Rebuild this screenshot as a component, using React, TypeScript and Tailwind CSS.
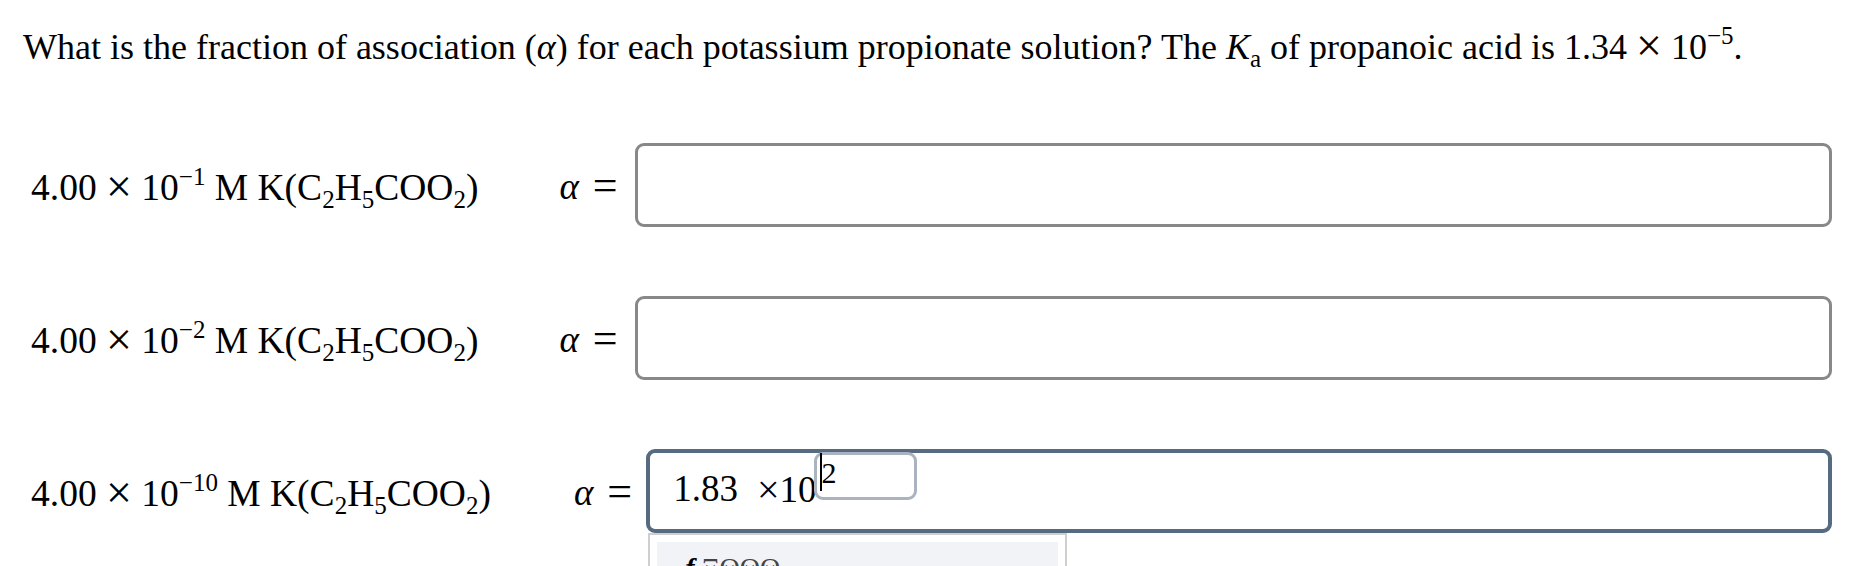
import React from "react";

const serif = "font-['Liberation_Serif','Times_New_Roman',serif]";

function Sup({ children }: { children: React.ReactNode }) {
  return <span className="relative top-[-15px] text-[25px] leading-none">{children}</span>;
}

function Sub({ children }: { children: React.ReactNode }) {
  return <span className="relative top-[8px] text-[25px] leading-none">{children}</span>;
}

function Times() {
  return <span className="relative top-[2px] text-[46px] leading-none">×</span>;
}

function Formula({ exp }: { exp: string }) {
  return (
    <span className="whitespace-nowrap text-[37.5px]">
      4.00 <Times /> 10<Sup>{exp}</Sup> M K(C<Sub>2</Sub>H<Sub>5</Sub>COO<Sub>2</Sub>)
    </span>
  );
}

function Alpha() {
  return (
    <span className="whitespace-nowrap text-[37px]">
      <i>α</i>
      <span className="relative top-[1px] ml-[14px] text-[44px] leading-none">=</span>
    </span>
  );
}

function EmptyRow({ exp }: { exp: string }) {
  return (
    <div className="flex items-center">
      <Formula exp={exp} />
      <div className="ml-[81px]">
        <Alpha />
      </div>
      <div className="ml-[17px] flex-1 h-[84px] rounded-[9px] border-[3px] border-[#888888] bg-white" />
    </div>
  );
}

export default function App() {
  return (
    <div className={`w-[1858px] h-[566px] overflow-hidden bg-white text-black ${serif} text-[36px]`}>
      <p className="h-[61px] pl-[23px] pt-[21px] leading-[40px] whitespace-nowrap">
        What is the fraction of association (<i>α</i>) for each potassium propionate solution? The{" "}
        <i>K</i>
        <Sub>a</Sub> of propanoic acid is 1.34 <Times /> 10<Sup>−5</Sup>.
      </p>

      <div className="mt-[82px] pl-[31px] pr-[26px] flex flex-col gap-[69px] leading-[40px]">
        <EmptyRow exp="−1" />
        <EmptyRow exp="−2" />

        <div className="flex items-center">
          <Formula exp="−10" />
          <div className="ml-[83px]">
            <Alpha />
          </div>
          <div className="relative ml-[14px] flex-1">
            <div className="flex items-start h-[84px] rounded-[9px] border-4 border-[#566a80] bg-white pl-[23px]">
              <span className="mt-[16px] text-[37px] leading-[40px]">1.83</span>
              <span className="ml-[19px] mt-[16px] text-[37px] leading-[40px]">
                <span className="relative top-[1px] text-[40px] leading-none">×</span>10
              </span>
              <div className="relative -mt-[1px] -ml-[2px] w-[103px] h-[48px] rounded-[9px] border-[3px] border-[#a9b4c0]">
                <span className="absolute left-[3px] top-[-2px] w-[2px] h-[38px] bg-black" />
                <span className="absolute left-[4px] top-[2px] text-[30px] leading-[32px]">2</span>
              </div>
            </div>
            <div className="absolute left-[2px] top-full w-[419px] h-[60px] border-2 border-[#cfcfcf] bg-white p-[7px]">
              <div className="h-full bg-[#f2f3f6] pl-[28px] pt-[10px] text-[28px] leading-[32px] text-[#444]">
                <b className="text-black">
                  <i>f</i>
                </b>{" "}
                ΞΘΘΘ
              </div>
            </div>
          </div>
        </div>
      </div>
    </div>
  );
}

● ● ● ● ● ● ●

### [Work to do]
Omit every picture, then repeat the remaining data exactly as it appears above.

### [Complete output]
Rebuild this screenshot as a component, using React, TypeScript and Tailwind CSS.
import React from "react";

const serif = "font-['Liberation_Serif','Times_New_Roman',serif]";

function Sup({ children }: { children: React.ReactNode }) {
  return <span className="relative top-[-15px] text-[25px] leading-none">{children}</span>;
}

function Sub({ children }: { children: React.ReactNode }) {
  return <span className="relative top-[8px] text-[25px] leading-none">{children}</span>;
}

function Times() {
  return <span className="relative top-[2px] text-[46px] leading-none">×</span>;
}

function Formula({ exp }: { exp: string }) {
  return (
    <span className="whitespace-nowrap text-[37.5px]">
      4.00 <Times /> 10<Sup>{exp}</Sup> M K(C<Sub>2</Sub>H<Sub>5</Sub>COO<Sub>2</Sub>)
    </span>
  );
}

function Alpha() {
  return (
    <span className="whitespace-nowrap text-[37px]">
      <i>α</i>
      <span className="relative top-[1px] ml-[14px] text-[44px] leading-none">=</span>
    </span>
  );
}

function EmptyRow({ exp }: { exp: string }) {
  return (
    <div className="flex items-center">
      <Formula exp={exp} />
      <div className="ml-[81px]">
        <Alpha />
      </div>
      <div className="ml-[17px] flex-1 h-[84px] rounded-[9px] border-[3px] border-[#888888] bg-white" />
    </div>
  );
}

export default function App() {
  return (
    <div className={`w-[1858px] h-[566px] overflow-hidden bg-white text-black ${serif} text-[36px]`}>
      <p className="h-[61px] pl-[23px] pt-[21px] leading-[40px] whitespace-nowrap">
        What is the fraction of association (<i>α</i>) for each potassium propionate solution? The{" "}
        <i>K</i>
        <Sub>a</Sub> of propanoic acid is 1.34 <Times /> 10<Sup>−5</Sup>.
      </p>

      <div className="mt-[82px] pl-[31px] pr-[26px] flex flex-col gap-[69px] leading-[40px]">
        <EmptyRow exp="−1" />
        <EmptyRow exp="−2" />

        <div className="flex items-center">
          <Formula exp="−10" />
          <div className="ml-[83px]">
            <Alpha />
          </div>
          <div className="relative ml-[14px] flex-1">
            <div className="flex items-start h-[84px] rounded-[9px] border-4 border-[#566a80] bg-white pl-[23px]">
              <span className="mt-[16px] text-[37px] leading-[40px]">1.83</span>
              <span className="ml-[19px] mt-[16px] text-[37px] leading-[40px]">
                <span className="relative top-[1px] text-[40px] leading-none">×</span>10
              </span>
              <div className="relative -mt-[1px] -ml-[2px] w-[103px] h-[48px] rounded-[9px] border-[3px] border-[#a9b4c0]">
                <span className="absolute left-[3px] top-[-2px] w-[2px] h-[38px] bg-black" />
                <span className="absolute left-[4px] top-[2px] text-[30px] leading-[32px]">2</span>
              </div>
            </div>
            <div className="absolute left-[2px] top-full w-[419px] h-[60px] border-2 border-[#cfcfcf] bg-white p-[7px]">
              <div className="h-full bg-[#f2f3f6] pl-[28px] pt-[10px] text-[28px] leading-[32px] text-[#444]">
                <b className="text-black">
                  <i>f</i>
                </b>{" "}
                ΞΘΘΘ
              </div>
            </div>
          </div>
        </div>
      </div>
    </div>
  );
}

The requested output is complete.